"Let thy words be few"
These are the first five words in the first issue of the Scottish Mountaineering Club Journal (SMCJ), published in January 1890. Well over a century later, the club and its journal are still thriving, and their published words are far from few. The club has changed substantially over the years, and membership is now restricted to accomplished rock and ice climbers, but in its early years most members were simply men who climbed hills, who would now be regarded as hillwalkers rather than mountaineers. The early issues of the SMCJ therefore document an exciting period in exploration of the Scottish highlands, containing the first recorded descriptions of numerous Scottish hills and crags, as well as articles on geology, photography, deer forests, snow cover, gaelic names, aesthetics, physiology, equipment, and expeditions abroad.
The first six volumes (36 issues) of the SMCJ have recently been digitised at the Centre for Digital Library Research (CDLR), thanks to a grant of £3000 from the Scottish Mountaineering Trust. All 36 issues are now freely available online, for personal or educational use, via the Glasgow Digital Library (run by CDLR), at http://gdl.cdlr.strath.ac.uk/smcj/.
'surely it is better to follow a standard, even if occasionally wrong'
(H. T. Munro, SMCJ volume 2 number 6, p330)
Issue 6 of volume 1 of the SMCJ contains the first publication of the tables that later became known as the Munros (Scottish mountains over 3000 feet high). The list has been revised many times since (1), most recently in 1997, leading many to call for a return to the original list compiled by Hugh T. Munro. However, inspection of the original tables shows why this would not be a good idea:
The most startling difference between the first list of Munros and the current one is its much larger size. Although Munro did designate a subset of his 538 hills to be 'separate mountains', he clearly regarded the full set as the standard list, so it is not clear how the set of hills regarded as Munros has shrunk from 538 (all mountains) to the current 284 (separate mountains). Perhaps the answer is hidden away in one of those volumes that have yet to be digitised.

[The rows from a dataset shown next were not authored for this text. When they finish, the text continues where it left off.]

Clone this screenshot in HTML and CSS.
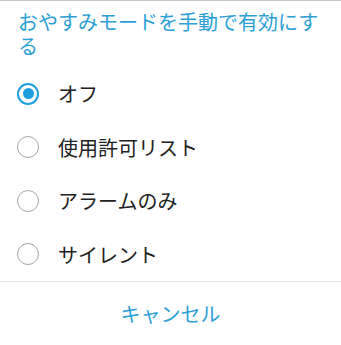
FILE: index.html
```html
<!DOCTYPE html>
<html lang="ja">
<head>
    <meta charset="UTF-8">
    <meta name="viewport" content="width=device-width, initial-scale=1.0">
    <title>おやすみモード</title>
    <link rel="stylesheet" href="styles.css">
</head>
<body>

    <div class="dialog">
        <h1 class="dialog-title">おやすみモードを手動で有効にする</h1>

        <!-- 選択肢 -->
        <ul class="option-list">
            <li class="option checked"><span class="radio"></span><span class="option-label">オフ</span></li>
            <li class="option"><span class="radio"></span><span class="option-label">使用許可リスト</span></li>
            <li class="option"><span class="radio"></span><span class="option-label">アラームのみ</span></li>
            <li class="option"><span class="radio"></span><span class="option-label">サイレント</span></li>
        </ul>

        <div class="dialog-actions">
            <button class="cancel-button">キャンセル</button>
        </div>
    </div>

</body>
</html>
```

FILE: styles.css
```css
body {
    font-family: "Noto Sans CJK JP", "Noto Sans", sans-serif;
    margin: 0;
    padding: 0;
    background-color: #fff;
}
.dialog {
    border-top: 1px solid #c8c8c8;
    height: 344px;
    display: flex;
    flex-direction: column;
}
.dialog-title {
    margin: 0;
    padding: 9px 20px 0 18px;
    font-size: 20px;
    font-weight: normal;
    line-height: 24px;
    color: #2b9fd6;
}
.option-list {
    list-style-type: none;
    margin: 9px 0 0;
    padding: 0;
    border-bottom: 1px solid #e2e2e2;
}
.option {
    height: 53.5px;
    display: flex;
    align-items: center;
    padding-left: 17px;
}
.radio {
    width: 22px;
    height: 22px;
    box-sizing: border-box;
    border: 1.5px solid #a6a6a6;
    border-radius: 50%;
    margin-right: 19px;
    display: flex;
    justify-content: center;
    align-items: center;
}
.option.checked .radio {
    border: 2.5px solid #1f9fe0;
}
.option.checked .radio::after {
    content: "";
    width: 11px;
    height: 11px;
    border-radius: 50%;
    background-color: #1f9fe0;
}
.option-label {
    font-size: 20px;
    color: #222;
}
.dialog-actions {
    flex: 1;
    display: flex;
    justify-content: center;
    align-items: center;
}
.cancel-button {
    background: none;
    border: none;
    padding: 0;
    font-family: inherit;
    font-size: 20px;
    color: #2b9fd6;
    cursor: pointer;
}
```
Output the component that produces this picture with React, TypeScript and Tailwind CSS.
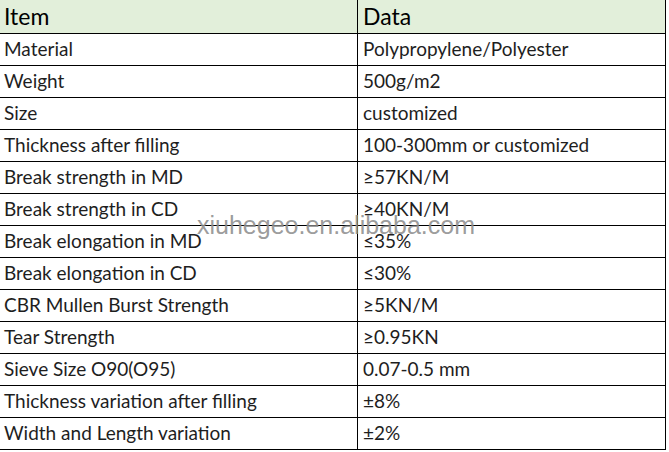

The methods used at CDLR to create the online version of the SMCJ are similar to those used to create accessible and easily usable ebooks in HTML format rather than the more cumbersome and problematic PDF, or other proprietary format. This methodology is described in detail elsewhere (2), but can be summarised as follows:
This methodology takes longer than producing facsimile pages in PDF or image format (especially step 5), but has many advantages: web pages are relatively small, quick to load, Google-friendly, fully compliant with accessibility legislation, and viewable on any browser on any machine, with no plug-in software needed. Furthermore, each page has a different but precise HTML title, generated from the article title, author and date (3).
The methodology also adds value to the paper publications, rather than merely digitising them. Although the collection will be searchable and discoverable via Google, the use of accented characters and the spelling variations of proper names mean that browsing is at least as effective as searching. It is therefore important for the indexes to function effectively across the whole collection, not just within an issue or volume. This has been achieved by a) converting the original indexes to each bound volume into a single cumulative index, with links to the specific issue and relevant page, and b) adding further indexes that do not appear in the paper version, such as indexes of authors, events, illustrations, places and reviews. All index entries are stored in the Word documents along with the text, so that creation of index pages can be fully automated.
Many of the issues that arise from using this methodology have been addressed and resolved in earlier work on ebook creation (4). For example, policies are needed on error correction, punctuation, capitalisation, image placement, footnotes, character sets, etc. The aim is to strike a balance between access and preservation by faithfully capturing the content and structure of the original work without having to preserve typesetting or artefacts of the printing process, so that the end result is highly accurate but can take advantage of current styles and standards.
Development of the ebook methodology to make it applicable to a journal, including creation of the cumulative indexes, has made the SMCJ a useful focus for digital library research and development, as well as being valuable historical content.
The process of producing the online SMCJ has been far from smooth. Copies of the paper journals had been borrowed from the SMC library in Glasgow, but this closed due to building renovation and sale, so some issues had to be located elsewhere and borrowed privately. The project then ran out of funding halfway through proofreading of volume 4. Yet these were minor issues compared to the death of Rob Milne on Everest in May 2005. Rob had been SMC publications manager and steered the digitisation proposal through the Scottish Mountaineering Trust committee. Shortly after Rob's death the SMC librarian, Ian Angell, was desperately unlucky to fall into a rock crevasse descending from Ben Donich near Arrochar, and he too was killed. In these circumstances it is inevitable that the project took longer than originally envisaged, but it was also important not to abandon it, as that would have been against the spirit of both mountaineering and digitisation. The names of Rob Milne and Ian Angell deserve to be credited and remembered alongside those heroes from a much earlier generation of mountaineering in Scotland, whose recorded exploits are now readily available to all.